According to the water re-use reduction targets in the volunteer group’s Basin Management Plan, the goal is to have each household and non-household use 33% less water, effectively reducing the monthly usage rates while aggressively reducing the effects of saltwater intrusion. “[Saltwater intrusion] is much worse than people think,” says the group’s Keith Wimer. “We have a serious problem that can’t be avoided any longer—and the [County's wastewater] project has got to address it.”
The Los Osos Sustainability Group (LOSG), made up of homeowners and residents dedicated to a sustainable Los Osos wastewater project, has provided the County with a comprehensive set of water conservation solutions for Los Osos. At the same time, the LOSG has also raised the awareness level, particularly with the Planning Commission, on the greatest threat to the Los Osos water basin—saltwater intrusion—and why it must be factored into the project from the onset.
With County project planning well underway, the LOSG presented their water management plan to the Board of Supervisors, but it wasn’t seriously considered—not until it was presented before the Planning Commission on June 29. At the meeting, LOSG spokesperson Keith Wimer explained the urgent need to implement the group’s plan as he vividly illustrated with projected graphics the issue of saltwater intrusion for the commissioners.
“[Saltwater intrusion] is much worse than people think,” said Wimer. “We have a serious problem that can’t be avoided any longer – and the project has got to address it.”
Saltwater intrusion is the movement of saline water into freshwater aquifers. In this case, the freshwater aquifer is located in the Los Osos basin. Leaving the issue of saltwater intrusion unaddressed would—over time—leave the Los Osos water basin contaminated with salt water, destroying the drinking water supply, a result too commonly seen in other coastal communities.
Based on estimates provided in the 2005 Seawater Intrusion Assessment by Cleath & Associates, Wimer claimed that saltwater intrusion has moved further inland and deeper into the freshwater aquifer even more dramatically since 2005, compared to the levels of intrusion from 1985. At the current rate of saltwater intrusion, in three years, says Wimer, Los Osos will lose its water basin.
“[Saltwater intrusion] will kill the water basin faster than nitrates,” said Wimer.
Supporters of the County’s wastewater project have placed a heavy emphasis on eliminating nitrates from the groundwater as their strongest justification for the project, but until recently, only a few of those supporters have expressed concern over saltwater intrusion.
Wimer’s response to the water basin issues appeared in the form of a Basin Management Plan—prepared by him and the LOSG—which was originally presented to the Board of Supervisors; however, the board unanimously declined to acknowledge the plan.
In the February 2009 Draft Update of the plan, the executive summary reads, “[The plan] applies a sustainable development approach, using green and appropriate technologies to optimize water-use efficiency, the beneficial uses of available water sources, and the natural rainwater recharge of the Los Osos Valley Water Basin. Applying an integrated approach to the water-use element of the LOWWP affords a cost-effective means of avoiding project impacts, while taking major strides toward achieving basin sustainability.”

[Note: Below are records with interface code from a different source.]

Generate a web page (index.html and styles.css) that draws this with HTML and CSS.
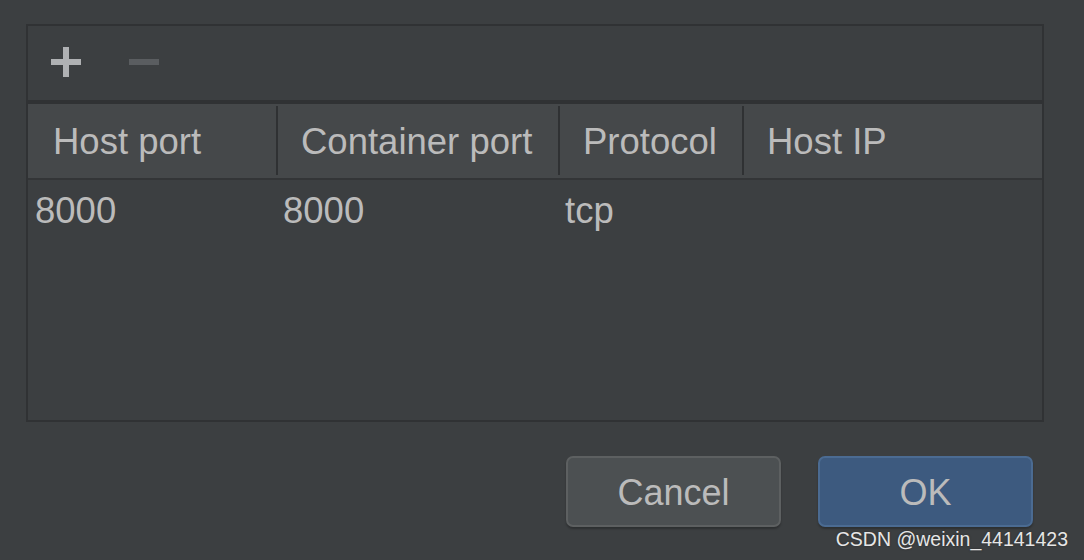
FILE: index.html
```html
<!DOCTYPE html>
<html>
<head>
<meta charset="utf-8">
<link rel="stylesheet" href="styles.css">
</head>
<body>
<div class="dialog">
  <div class="panel">
    <div class="toolbar">
      <svg class="icon" width="30" height="30" viewBox="0 0 30 30"><rect x="12" y="0" width="6" height="30" fill="#afb1b3"/><rect x="0" y="12" width="30" height="6" fill="#afb1b3"/></svg>
      <svg class="icon minus" width="30" height="30" viewBox="0 0 30 30"><rect x="0" y="12" width="30" height="6" fill="#5a5d60"/></svg>
    </div>
    <div class="thead">
      <div class="th c1">Host port</div>
      <div class="th c2">Container port</div>
      <div class="th c3">Protocol</div>
      <div class="th c4">Host IP</div>
    </div>
    <div class="row">
      <div class="td c1">8000</div>
      <div class="td c2">8000</div>
      <div class="td c3">tcp</div>
      <div class="td c4"></div>
    </div>
  </div>
  <div class="buttons">
    <button class="btn cancel">Cancel</button>
    <button class="btn ok">OK</button>
  </div>
  <div class="watermark">CSDN @weixin_44141423</div>
</div>
</body>
</html>
```
FILE: styles.css
```css
html, body {
  margin: 0;
  padding: 0;
  background: #3c3f41;
  width: 1084px;
  height: 560px;
  overflow: hidden;
  font-family: "Liberation Sans", Arial, sans-serif;
  color: #bbbbbb;
}
.dialog {
  position: relative;
  width: 1084px;
  height: 560px;
  padding-top: 24px;
  box-sizing: border-box;
}
.panel {
  margin-left: 26px;
  width: 1018px;
  height: 398px;
  box-sizing: border-box;
  border: 2px solid #303234;
  background: #3c3f41;
}
.toolbar {
  height: 78px;
  box-sizing: border-box;
  border-bottom: 4px solid #303234;
  display: flex;
  align-items: flex-start;
  padding-left: 23px;
  padding-top: 21px;
  gap: 48px;
}
.thead, .row {
  display: grid;
  grid-template-columns: 250px 282px 184px 1fr;
}
.thead {
  height: 76px;
  box-sizing: border-box;
  background: #45484a;
  border-bottom: 2px solid #333537;
  padding-top: 2px;
  padding-bottom: 3px;
}
.th {
  font-size: 36.5px;
  line-height: 71px;
  padding-left: 23px;
  white-space: nowrap;
  height: 69px;
}
.th.c1 { padding-left: 25px; border-right: 2px solid #2f3133; }
.th.c2, .th.c3 { border-right: 2px solid #2f3133; }
.td {
  font-size: 36.5px;
  line-height: 62px;
  padding-left: 5px;
}
.td.c1 { padding-left: 7px; }
.buttons {
  display: flex;
  justify-content: flex-end;
  gap: 37px;
  padding-right: 51px;
  margin-top: 34px;
}
.btn {
  width: 215px;
  height: 71px;
  border-radius: 7px;
  font-family: "Liberation Sans", Arial, sans-serif;
  font-size: 36px;
  color: #bbbbbb;
  padding: 3px 0 0 0;
  box-sizing: border-box;
}
.cancel {
  background: #4c5052;
  border: 2px solid #5d6061;
  box-shadow: 0 2px 2px rgba(0,0,0,0.25);
}
.ok {
  background: #3d5a7f;
  border: 2px solid #4b6b92;
  box-shadow: 0 2px 2px rgba(0,0,0,0.25);
}
.watermark {
  position: absolute;
  right: 16px;
  bottom: 9px;
  font-size: 19.5px;
  color: #e6e6e6;
  text-shadow: 0 0 2px #2a2a2a;
  white-space: nowrap;
}
```
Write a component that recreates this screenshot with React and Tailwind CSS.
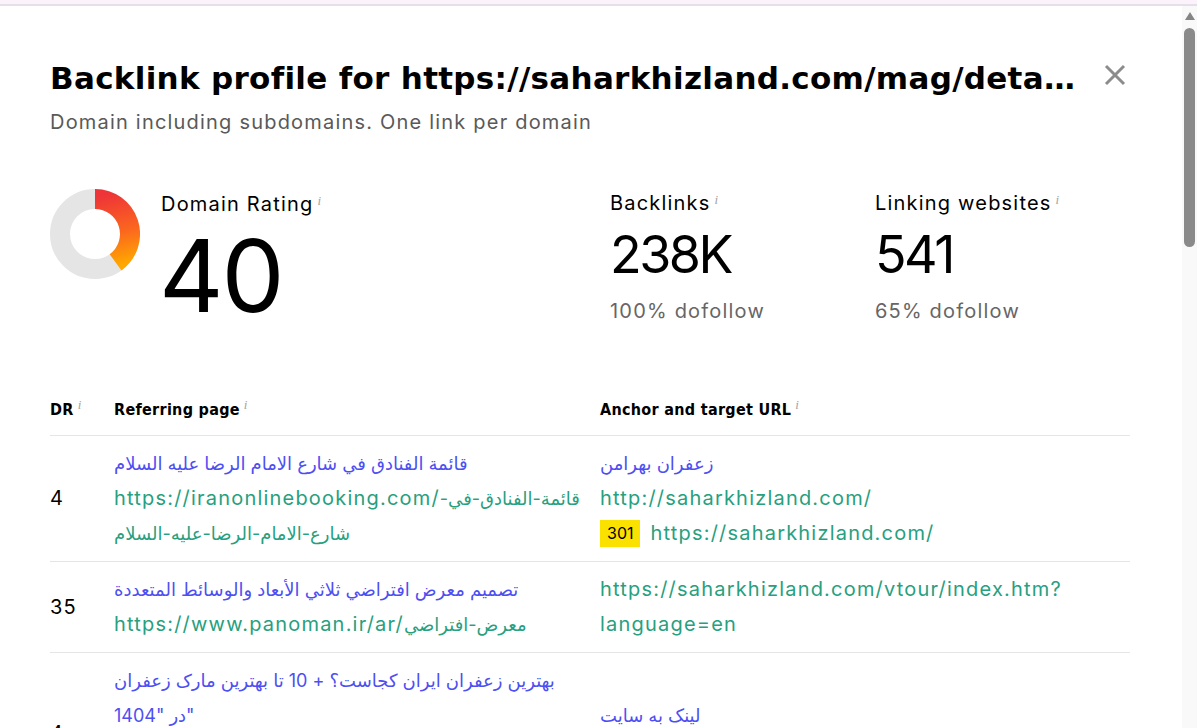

The plan includes retrofitting homes with indoor water-saving appliances from dishwaters to toilets as a means of not only saving money per household, but saving water by drastically reducing the amount used from 60 gallons per capita per day (gpcd) to at least 45 gpcd. The plan also provides suggestions for conserving water outdoors.
According to the water re-use reduction targets in the plan, the goal is to have each household use 33% less water, effectively reducing the monthly usage rates while aggressively reducing the effects of saltwater intrusion.
The plan also provides flexible strategies for homeowners who are not fully committed to the conservation plan, adding that it’s not always necessary to replace fixtures and appliances when tweaking pre-existing appliances would also help conserve water.
The second half of the plan focuses on developing community strategies for ag exchange, urban re-use and wastewater treatment systems as a means of maximizing the benefits of recycled water.
The money saved from water conservation, as a result of implementing core strategies conveyed in the LOSG’s plan, would be significant. The homeowner’s costs to retrofit could be reduced even further by grants. The County needs to embrace the LOSG’s set of solutions if they are serious about preserving our most valuable resource. Failure to heed the LOSG’s warnings and take action to conserve water now will undoubtedly contribute to the rapid disintegration of the Los Osos water basin, forcing imported water upon an already taxed-out community.
Homeowners in the Prohibition Zone must be vigilant in making sure the County addresses these vital issues. Endlessly debating groundwater pollution will do nothing to stem saltwater intrusion or protect our threatened drinking water supply from our own inability to manage it.
Many groups have tried to get their message heard before the County, but the LOSG has been the only organization in Los Osos that has provided realistic solutions to serious problems that the County has yet to address—and must, not later but now.
The LOSG is effective because their level of discourse is markedly different from other community groups, and far superior. Because the LOSG uses the most unique and powerful instruments of persuasion—solid, science-backed information, sound reason and irrefutable logic.